En AURA plus de 21 millions d’euros ont été injectés par les pouvoirs publics en 2022 pour entretenir et restaurer le bâti historique. Tous les acteurs du millefeuille territorial prennent leur part : directions régionales des Affaires culturelles, régions, départements, communes, pour les monuments publics comme pour les propriétés privées.
Mais l'implication financière dépend du classement des monuments. Si ces derniers sont "inscrits" à l'échelle régionale, le taux de subventions publiques représente 20% du prix des travaux, contre 40% pour un bâtiment classé "monument historique", soit le niveau de protection le plus élevé.

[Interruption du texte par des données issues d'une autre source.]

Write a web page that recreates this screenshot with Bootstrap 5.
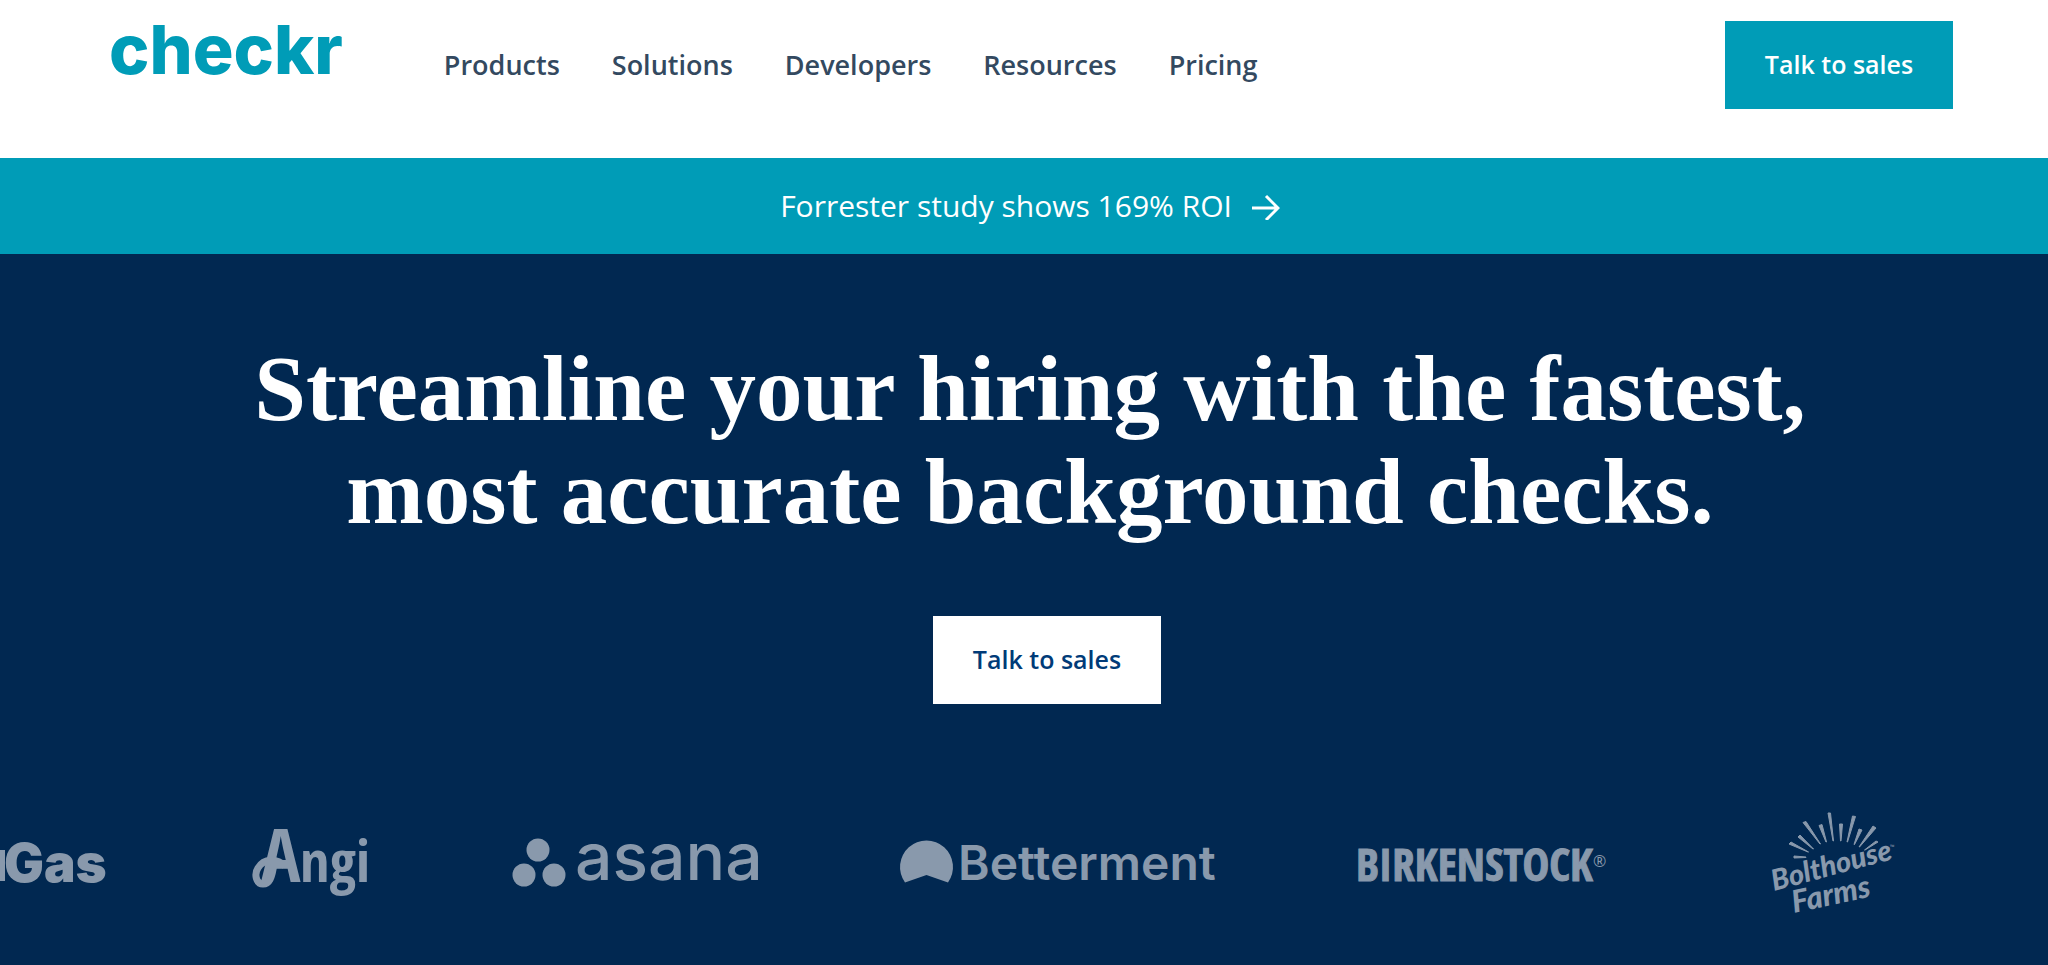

Le secteur privé et les particuliers peuvent également participer directement à la protection du patrimoine. La Fondation du patrimoine récolte chaque année 2 millions de dons en AURA et organise au niveau national le "Loto du patrimoine". L’an passé, la loterie a d'ailleurs rapporté 28,4 millions d’euros, un chiffre en hausse.